Interpretive communities also have their challenges. Make no doubt about it. Do they inflate the importance of technology at the expense of face-to-face communication? Will we become as Thoreau predicts, “tools of our tools?” and ultimately “amuse ourselves to death” borrowing Neil Postman’s phrase? Now, when Neil Postman's book came out, one of my fellow graduate students asked me, "Hey have you heard about this book, 'Amusing Ourselves to Death'?" I said, "No! 'Amusing Ourselves to Death?' Great!" I'm not so sure Elder Oaks would have been entirely happy with me at that point. You see, he has also used that phrase in a number of talk in warning us about what is admittedly so the triviality of much of media out there. Even so, there may be value in cutting away from the past, stretching ourselves, and choosing with more latitude the groups with which we want to associate.

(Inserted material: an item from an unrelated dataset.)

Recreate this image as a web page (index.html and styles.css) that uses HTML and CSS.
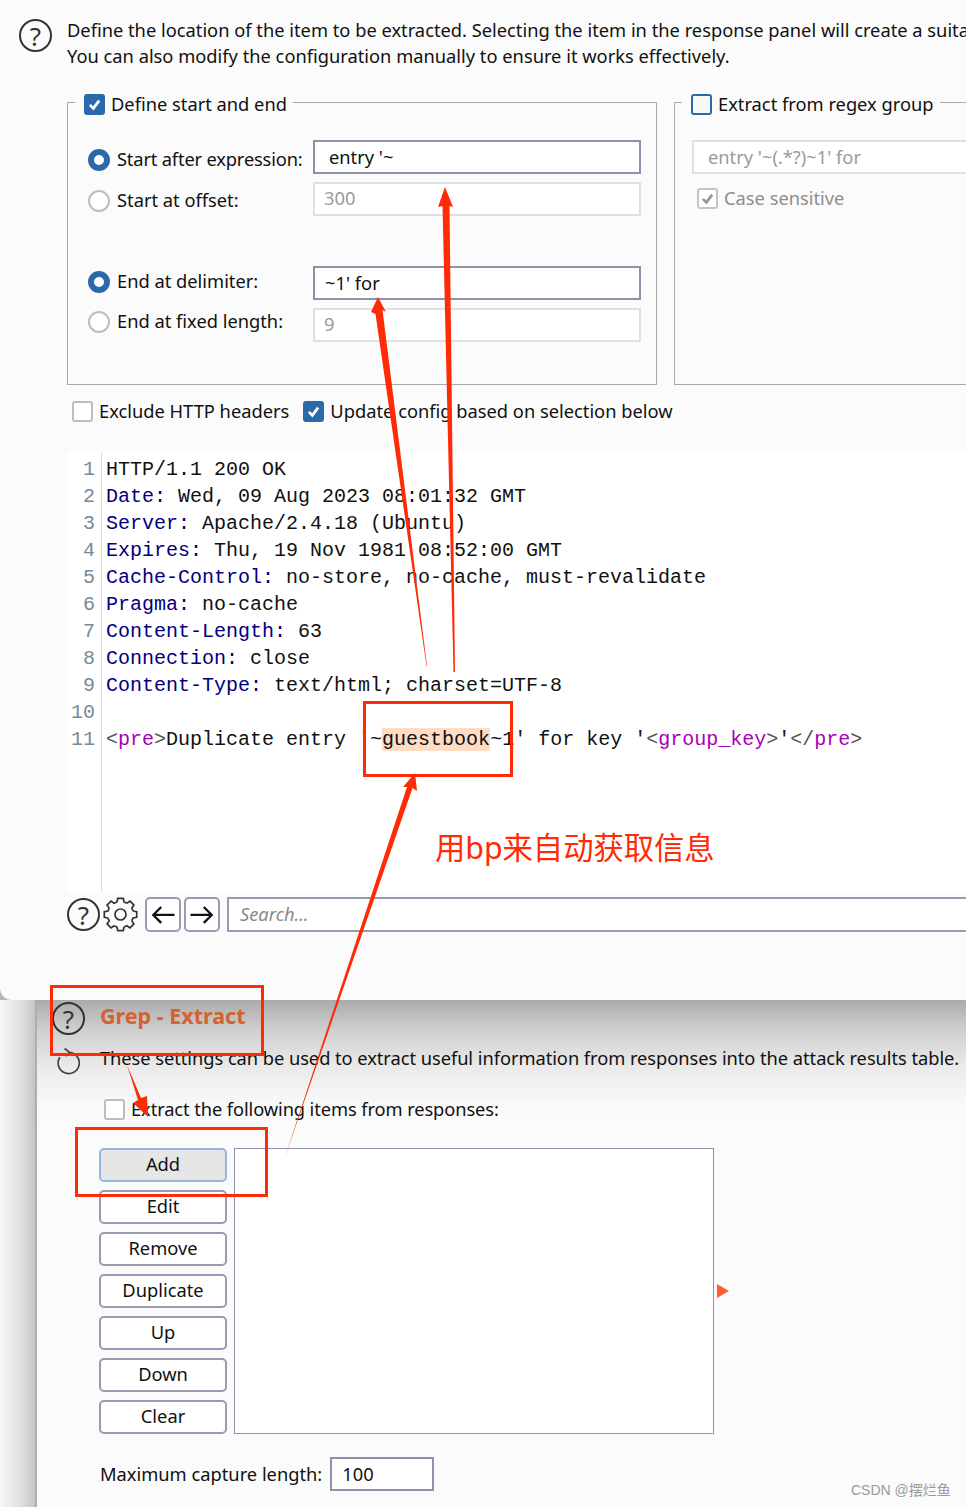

The dilemma of interpretive communities is the reduction of certainty. They interrupt our personal information-spheres into areas we may not want to confront. The Amish, Orthodox Jews, and some Muslim factions are remarkably adept at keeping the world and specifically media at a distance. It depends on how one feel about the world. This is the paradox of the world: how do you simultaneously embrace it and reject it? How do you explore it in its fullest sense, yet be selective? Participation in interpretive communities will likely threaten our peace of mind and security, if we mask and shield its opportunities. But, I resist this position. It’s comparable to the abstract expressionism movement in twentieth century American art. Jackson Pollock, Mark Rothko, Martha Graham, and Barnett Newman ushered in a period of creativity and perspective previously unknown. New choices. Fresh viewpoints.
With a careful, cautious eye, we may find that media enhances our personal lives and our religious experience. But, reconciling sacred and secular in an optimal way is a daunting task. We’re not likely to see Young Men’s and Young Women’s meetings beginning with a rock song accompanied by electric guitar. Nor will we view secular movies in Sunday School any time soon. Such blending is likely to occur informally. Allow me to share an experience I had at the University of South Carolina with an Evangelical professor. He was asked to teach Sunday School in his church and he grew up watching the Andy Griffith show. About 20% of us in this audience will remember this show. Now Andy Griffith, in making this situation comedy, insisted that there be a moral theme in all the episodes. Now I asked this Sunday School teacher how it was working having this television show in Sunday School. He said that attendance tripled. Such is the power of television!
It’s interesting to see the larger religious world wrestle with this. Evangelicals in the conservative Protestant tradition, have little problem with using things like “Wrestling for Jesus” or “witness wear” to spread the good Word. Mainline Protestants, on the other hand, are uneasy about too much popular culture intrusion, but yet they advocate for national public radio, PBS, and those media that promote the things that ultimately support religion, education, and the arts. In Judaism, it depends on the sub-denomination. My friend’s Reformed synagogue in Las Vegas has a scholar-in-residence year round. Catholics have fought this battle of entertainment media with mixed results. They tried the rock mass only to find it had pushed them so far into the secular that some youth forgot about what it actually meant to be Catholic. “Wine tasting religion,” the Pope lamented.
Is there theological language supporting the incorporation of popular culture? Some site the final chapter of Luke and the story of the road to Emmaus. Although the apostles knew who Jesus was they failed to recognize this stranger on the road, you'll recall. But, when he breaks bread with them, it all comes back. Familiar symbols make it all clear again.1 Mary Hess of Luther Theological seminary, says it’s this way with young people. Trigger something familiar and the moral message comes through.
It behooves us to apply this principle of familiarity in our classes at Brigham Young University Hawaii. As teachers we must demonstrate our familiarity with students’ lives, and that includes popular culture. We need to break down stale notions of culture. We must get beyond our own particular interest or bailiwick and teach within the context of whole societies. Make no mistake about it, interpretive communities are overlapping with our classrooms.
Colleagues, when you encounter students in divergent interpretive communities how will you speak to them? Will you chastise or encourage? As we navigate the borders of sacred and secular one thing is certain: We need each other. Dignity and respect should be afforded those with a media milieu not necessarily our own. Hopefully, students will only feel love as they share personal experiences with and attitudes about media. Higher education is not so much about particular books or courses, but about priorities and goals.
And students, I urge you to pursue media literacy. Develop critical skills as you use the Internet, watch movies, and listen to music. Make the exploration of new media genres a part of your rigorous education. Use media optimally toward your destiny and on your journey.
This is what I ask of you today. Press your professors to talk about your media. Converse and listen. Dare to disagree, but listen with the spirit as you participate in interpretive communities. By doing so, you’ll strengthen yourselves and others and you'll have many hours like Phillip McArthur and I have, talking about rock 'n roll into the night. Thus is my conviction in the name of Jesus Christ, amen.